Optimizing the performance of an ETL or ELT pipeline depends entirely on data coming into the pipeline. Understanding that data is always the first step to optimization, and there are a few general principles that can help you along the way.
Identifying and Fixing Data Issues
If you are working with a data source that you don’t control, you can always expect the schema of the data to change. Identifying this early on will make sure you don’t lose a lot of data due to such a change. For each run of the ETL pipeline, check for errors caused by a schema change. If there are any, make sure to fix them and rerun the pipeline before the next run.
Checkpoints and Logging in the Pipeline
No matter how careful you are while developing your pipeline, you will encounter errors.
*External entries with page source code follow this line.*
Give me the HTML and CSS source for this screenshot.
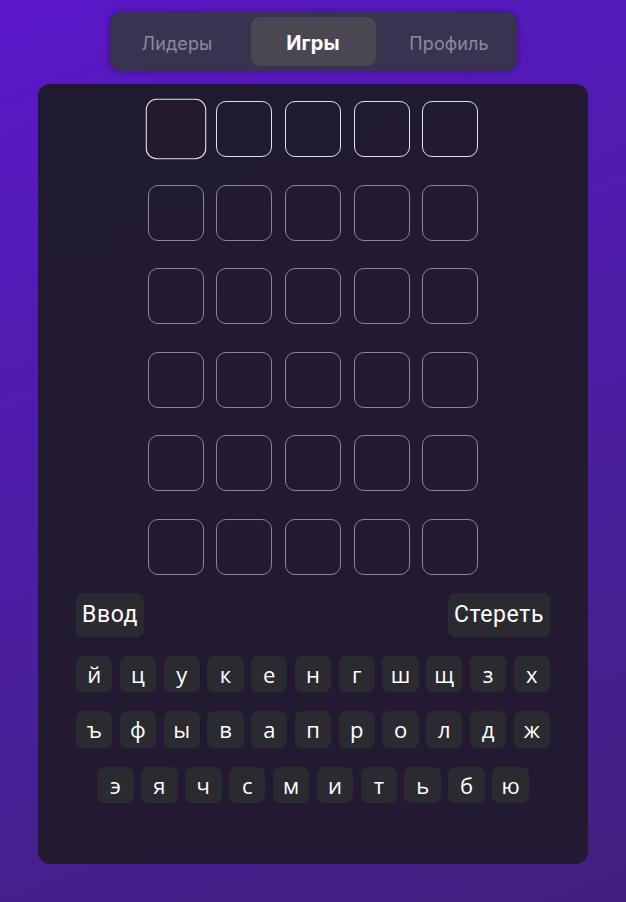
FILE: index.html
```html
<!DOCTYPE html>
<html lang="ru">
<head>
<meta charset="utf-8">
<title>Игры</title>
<link rel="stylesheet" href="styles.css">
</head>
<body>
<div class="app">
  <nav class="tabs">
    <div class="tab">Лидеры</div>
    <div class="tab active">Игры</div>
    <div class="tab">Профиль</div>
  </nav>
  <main class="panel">
    <div class="board">
      <div class="row current">
        <div class="cell selected"></div><div class="cell"></div><div class="cell"></div><div class="cell"></div><div class="cell"></div>
      </div>
      <div class="row"><div class="cell"></div><div class="cell"></div><div class="cell"></div><div class="cell"></div><div class="cell"></div></div>
      <div class="row"><div class="cell"></div><div class="cell"></div><div class="cell"></div><div class="cell"></div><div class="cell"></div></div>
      <div class="row"><div class="cell"></div><div class="cell"></div><div class="cell"></div><div class="cell"></div><div class="cell"></div></div>
      <div class="row"><div class="cell"></div><div class="cell"></div><div class="cell"></div><div class="cell"></div><div class="cell"></div></div>
      <div class="row"><div class="cell"></div><div class="cell"></div><div class="cell"></div><div class="cell"></div><div class="cell"></div></div>
    </div>
    <div class="keyboard">
      <div class="actions">
        <button class="action">Ввод</button>
        <button class="action">Стереть</button>
      </div>
      <div class="krow">
        <button class="key">й</button><button class="key">ц</button><button class="key">у</button><button class="key">к</button><button class="key">е</button><button class="key">н</button><button class="key">г</button><button class="key">ш</button><button class="key">щ</button><button class="key">з</button><button class="key">х</button>
      </div>
      <div class="krow">
        <button class="key">ъ</button><button class="key">ф</button><button class="key">ы</button><button class="key">в</button><button class="key">а</button><button class="key">п</button><button class="key">р</button><button class="key">о</button><button class="key">л</button><button class="key">д</button><button class="key">ж</button>
      </div>
      <div class="krow">
        <button class="key">э</button><button class="key">я</button><button class="key">ч</button><button class="key">с</button><button class="key">м</button><button class="key">и</button><button class="key">т</button><button class="key">ь</button><button class="key">б</button><button class="key">ю</button>
      </div>
    </div>
  </main>
</div>
</body>
</html>
```
FILE: styles.css
```css
* { box-sizing: border-box; }
html, body { margin: 0; height: 100%; }
body {
  background: linear-gradient(160deg, #5a17c8 0%, #4d1ea8 45%, #43207e 100%);
  font-family: "Open Sans", "Noto Sans", sans-serif;
  color: #fff;
  overflow: hidden;
}
.app {
  display: flex;
  flex-direction: column;
  align-items: center;
  padding-top: 12px;
}
.tabs {
  display: grid;
  grid-template-columns: 125px 125px 125px;
  gap: 11px;
  padding: 5px;
  width: 407px;
  height: 59px;
  border-radius: 12px;
  background: #3a3350;
  box-shadow: 0 0 6px rgba(30, 10, 60, 0.55);
}
.tab {
  display: flex;
  align-items: center;
  justify-content: center;
  padding-top: 3px;
  border-radius: 9px;
  font-family: Inter, "Noto Sans", sans-serif;
  font-size: 18px;
  color: #8d889b;
  letter-spacing: 0.1px;
}
.tab.active {
  background: #4a4753;
  color: #fff;
  font-weight: 700;
  font-size: 20px;
}
.panel {
  margin-top: 13px;
  width: 550px;
  height: 780px;
  border-radius: 12px;
  background: linear-gradient(160deg, #201a30 0%, #221a31 60%, #231a33 100%);
  padding-top: 17px;
  display: flex;
  flex-direction: column;
  align-items: center;
}
.board {
  display: grid;
  grid-template-rows: repeat(6, 56px);
  row-gap: 27.5px;
}
.row {
  display: grid;
  grid-template-columns: repeat(5, 56px);
  column-gap: 12.6px;
}
.cell {
  border: 1px solid #8b8499;
  border-radius: 10px;
}
.row.current .cell {
  border: 1.5px solid #e4e0ea;
}
.row.current .cell.selected {
  transform: scale(1.08);
  background: #231a2e;
}
.keyboard {
  width: 474px;
  margin-top: 18px;
  display: flex;
  flex-direction: column;
  gap: 19px;
}
.actions {
  display: flex;
  justify-content: space-between;
}
button {
  border: none;
  color: #fff;
  cursor: pointer;
}
.action {
  height: 44px;
  padding: 0 6px;
  border-radius: 7px;
  background: #2c2a31;
  font-family: Roboto, "Noto Sans", sans-serif;
  font-size: 23px;
  letter-spacing: 0.6px;
}
.krow {
  display: flex;
  justify-content: center;
  gap: 7.3px;
}
.key {
  width: 36.6px;
  height: 36.6px;
  padding: 0;
  border-radius: 7px;
  background: #2c2a31;
  font-family: "Open Sans", "Noto Sans", sans-serif;
  font-size: 22px;
  font-weight: 500;
  line-height: 1;
}
```
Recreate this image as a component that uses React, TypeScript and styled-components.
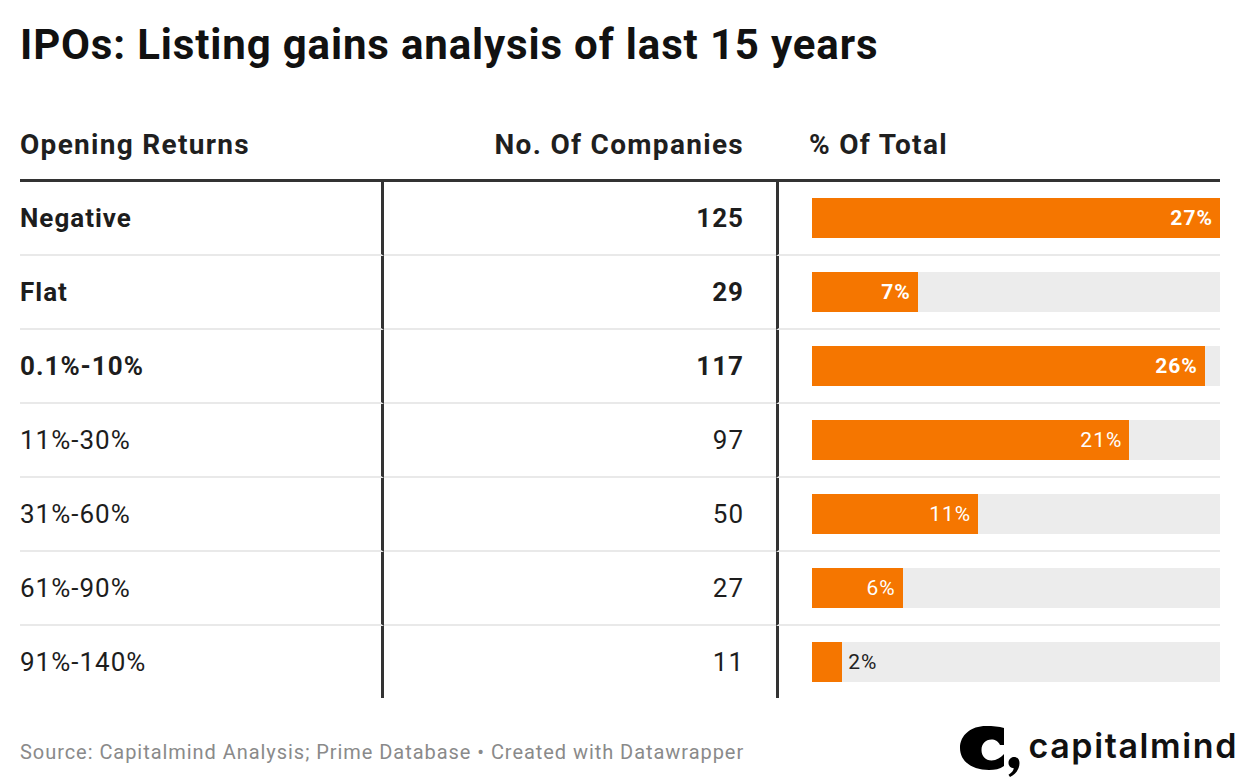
import React from 'react';
import styled, { createGlobalStyle } from 'styled-components';

const Global = createGlobalStyle`
  html, body { margin: 0; padding: 0; background: #ffffff; }
  body {
    font-family: Roboto, "Liberation Sans", Arial, sans-serif;
    color: #1d1d1d;
    letter-spacing: 1px;
  }
`;

type Row = { label: string; count: number; pct: number; bold?: boolean };

const rows: Row[] = [
  { label: 'Negative', count: 125, pct: 27, bold: true },
  { label: 'Flat', count: 29, pct: 7, bold: true },
  { label: '0.1%-10%', count: 117, pct: 26, bold: true },
  { label: '11%-30%', count: 97, pct: 21 },
  { label: '31%-60%', count: 50, pct: 11 },
  { label: '61%-90%', count: 27, pct: 6 },
  { label: '91%-140%', count: 11, pct: 2 },
];

const MAX = 27;

const Page = styled.div`
  width: 1240px;
  height: 784px;
  box-sizing: border-box;
  padding: 20px 20px 0 20px;
  overflow: hidden;
`;

const Title = styled.h1`
  margin: 0;
  font-size: 42px;
  line-height: 50px;
  font-weight: 700;
  color: #111111;
  letter-spacing: 0.85px;
`;

const Table = styled.div`
  margin-top: 58px;
  display: grid;
  grid-template-columns: 364px 392px 444px;
`;

const HeadCell = styled.div<{ $align?: 'left' | 'right' }>`
  font-size: 28px;
  line-height: 34px;
  font-weight: 700;
  color: #1f1f1f;
  letter-spacing: 1.3px;
  padding-bottom: 17px;
  border-bottom: 3px solid #333333;
  text-align: ${(p) => p.$align ?? 'left'};
  &:nth-child(2) { padding-right: 32px; }
  &:nth-child(3) { padding-left: 33px; }
`;

const Cell = styled.div<{ $bold?: boolean; $last?: boolean }>`
  height: 72px;
  display: flex;
  align-items: center;
  font-size: 26px;
  font-weight: ${(p) => (p.$bold ? 700 : 400)};
  color: #1d1d1d;
  border-bottom: ${(p) => (p.$last ? '0' : '2px solid #e9e9e9')};
`;

const LabelCell = styled(Cell)`
  border-right: 3px solid #333333;
`;

const CountCell = styled(Cell)`
  justify-content: flex-end;
  padding-right: 32px;
`;

const BarCell = styled(Cell)`
  border-left: 3px solid #333333;
  padding-left: 33px;
`;

const Track = styled.div`
  width: 408px;
  height: 40px;
  background: #ececec;
  display: flex;
`;

const Fill = styled.div`
  height: 100%;
  background: #f57600;
  display: flex;
  align-items: center;
  justify-content: flex-end;
  box-sizing: border-box;
  padding-right: 7px;
`;

const BarText = styled.span<{ $bold?: boolean; $inside?: boolean }>`
  font-size: 21px;
  font-weight: ${(p) => (p.$bold ? 700 : 400)};
  color: ${(p) => (p.$inside ? '#ffffff' : '#222222')};
  white-space: nowrap;
`;

const Outside = styled.div`
  display: flex;
  align-items: center;
  padding-left: 6px;
`;

const Footer = styled.div`
  display: flex;
  justify-content: space-between;
  align-items: center;
  margin-top: 28px;
  margin-right: -18px;
`;

const Source = styled.div`
  font-size: 20px;
  color: #8a8a8a;
  letter-spacing: 0.95px;
`;

const Logo = styled.div`
  display: flex;
  align-items: flex-start;
  height: 52px;
`;

const LogoText = styled.span`
  font-family: Inter, "Noto Sans", sans-serif;
  font-size: 34px;
  font-weight: 600;
  color: #111111;
  line-height: 40px;
  margin-left: 8px;
  letter-spacing: 1.6px;
`;

const Bar = ({ row }: { row: Row }) => {
  const w = (row.pct / MAX) * 408;
  const inside = w > 50;
  return (
    <Track>
      <Fill style={{ width: `${w}px` }}>
        {inside && (
          <BarText $bold={row.bold} $inside>
            {row.pct}%
          </BarText>
        )}
      </Fill>
      {!inside && (
        <Outside>
          <BarText $bold={row.bold}>{row.pct}%</BarText>
        </Outside>
      )}
    </Track>
  );
};

const Mark = () => (
  <svg width="62" height="52" viewBox="0 0 62 52" aria-hidden="true">
    <path
      d="M45,2 L45,19 L41,19 C39,15 36,13.5 32.5,13.5 C26.5,13.5 22.5,18 22.5,24 C22.5,30 26.5,34.5 32.5,34.5 C37.5,34.5 42,31.5 45,28 L45,40 C40.5,43 36,44 30,44 C14,44 1,36 1,22 C1,9 12,0 27,0 C34,0 40,0.5 45,2 Z"
      fill="#000"
    />
    <path
      d="M55,31 C58.5,31 60.5,33.5 60.5,37 C60.5,43 57,48 51,51 L49.5,48.8 C52.5,47 54.5,44.5 54.8,42.3 C51.8,42.2 49.5,40 49.5,36.8 C49.5,33.5 52,31 55,31 Z"
      fill="#000"
    />
  </svg>
);

export default function App() {
  return (
    <Page>
      <Global />
      <Title>IPOs: Listing gains analysis of last 15 years</Title>
      <Table>
        <HeadCell>Opening Returns</HeadCell>
        <HeadCell $align="right">No. Of Companies</HeadCell>
        <HeadCell>% Of Total</HeadCell>
        {rows.map((r, i) => {
          const last = i === rows.length - 1;
          return (
            <React.Fragment key={r.label}>
              <LabelCell $bold={r.bold} $last={last}>{r.label}</LabelCell>
              <CountCell $bold={r.bold} $last={last}>{r.count}</CountCell>
              <BarCell $last={last}>
                <Bar row={r} />
              </BarCell>
            </React.Fragment>
          );
        })}
      </Table>
      <Footer>
        <Source>Source: Capitalmind Analysis; Prime Database • Created with Datawrapper</Source>
        <Logo>
          <Mark />
          <LogoText>capitalmind</LogoText>
        </Logo>
      </Footer>
    </Page>
  );
}
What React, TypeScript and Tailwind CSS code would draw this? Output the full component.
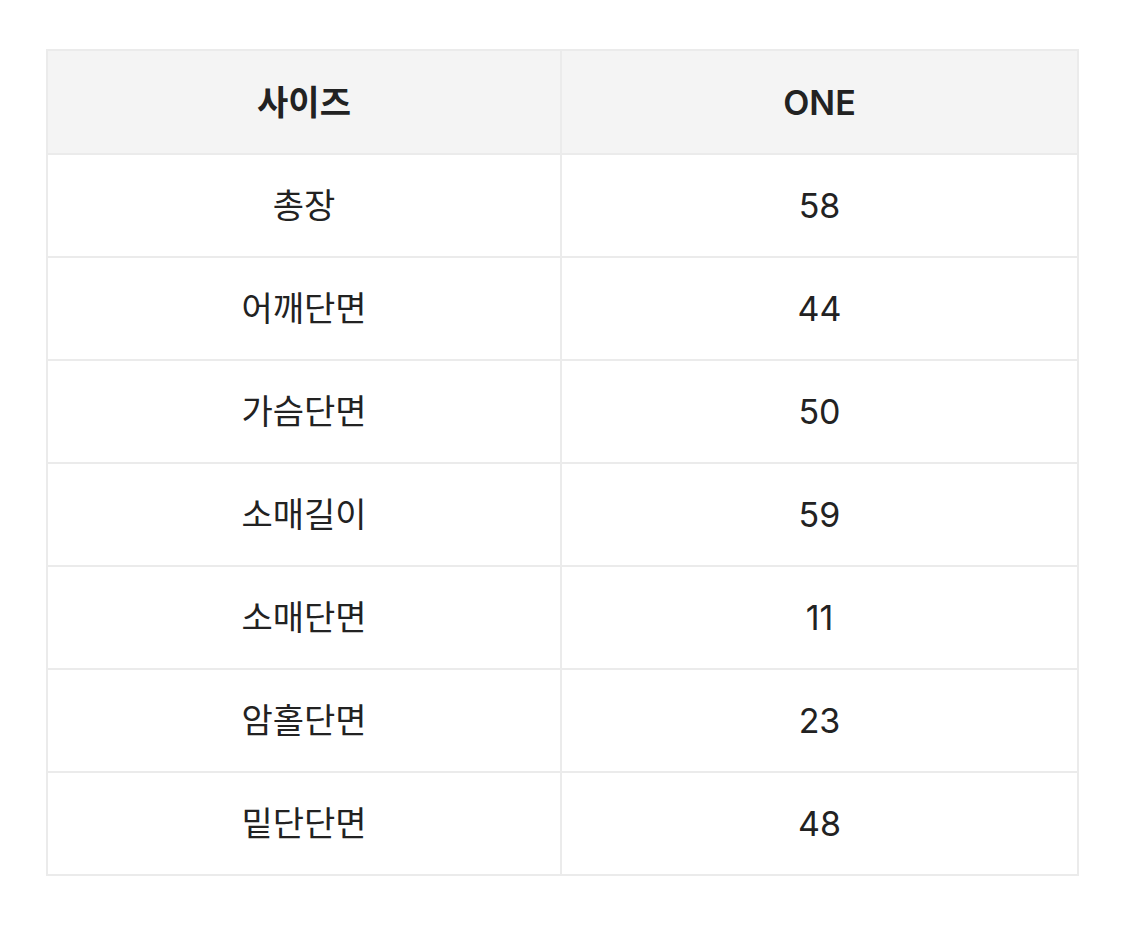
import React from "react";

const rows: [string, string][] = [
  ["총장", "58"],
  ["어깨단면", "44"],
  ["가슴단면", "50"],
  ["소매길이", "59"],
  ["소매단면", "11"],
  ["암홀단면", "23"],
  ["밑단단면", "48"],
];

export default function App() {
  return (
    <div
      className="w-[1125px] h-[933px] bg-white pt-[49px] pl-[46px]"
      style={{ fontFamily: 'Inter, "Noto Sans CJK KR", "Noto Sans", sans-serif' }}
    >
      <table className="w-[1033px] border-collapse table-fixed text-[34px] text-[#222222]">
        <colgroup>
          <col className="w-[514px]" />
          <col />
        </colgroup>
        <thead>
          <tr className="h-[104px] bg-[#f4f4f4]">
            <th className="border-2 border-[#ebebeb] font-semibold">사이즈</th>
            <th className="border-2 border-[#ebebeb] font-semibold">ONE</th>
          </tr>
        </thead>
        <tbody>
          {rows.map(([k, v]) => (
            <tr key={k} className="h-[103px]">
              <td className="border-2 border-[#ebebeb] text-center font-normal">{k}</td>
              <td className="border-2 border-[#ebebeb] text-center font-normal">{v}</td>
            </tr>
          ))}
        </tbody>
      </table>
    </div>
  );
}
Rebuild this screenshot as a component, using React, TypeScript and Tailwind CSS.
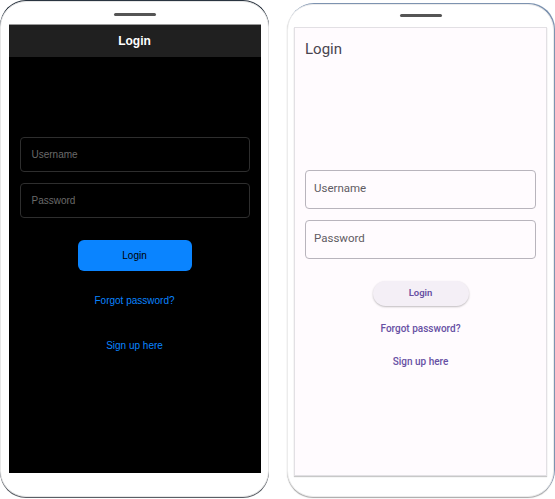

But if you are unable to figure out the cause of an error, more problems will ensue. During each stage of development, make sure you log enough data frequently so that you can easily figure out at what stage the issue occurred and why.
Break It Down into Chunks
In most cases, breaking down a problem into smaller chunks improves the performance of the pipeline overall. For example, suppose you have some sort of computation that repeatedly performs the same calculation on the same data as an intermediary step. Caching this data either in memory or to disk and reusing the result will speed up the pipeline a lot. Some tools, like Apache Spark, have built-in methods for this. Make sure you understand your tool well in order to utilize these features.
There’s a lot happening in the ETL and ELT space, with the volume, velocity, variety, veracity, variability, and value of data increasing on a daily basis. Keeping up with tooling and technology updates is important. But even more important is understanding how your pipelines are performing. So make sure you’re prepared for schema changes, increased load, and other issues when designing your pipeline so as not to be taken by surprise and to be able to address problems quickly.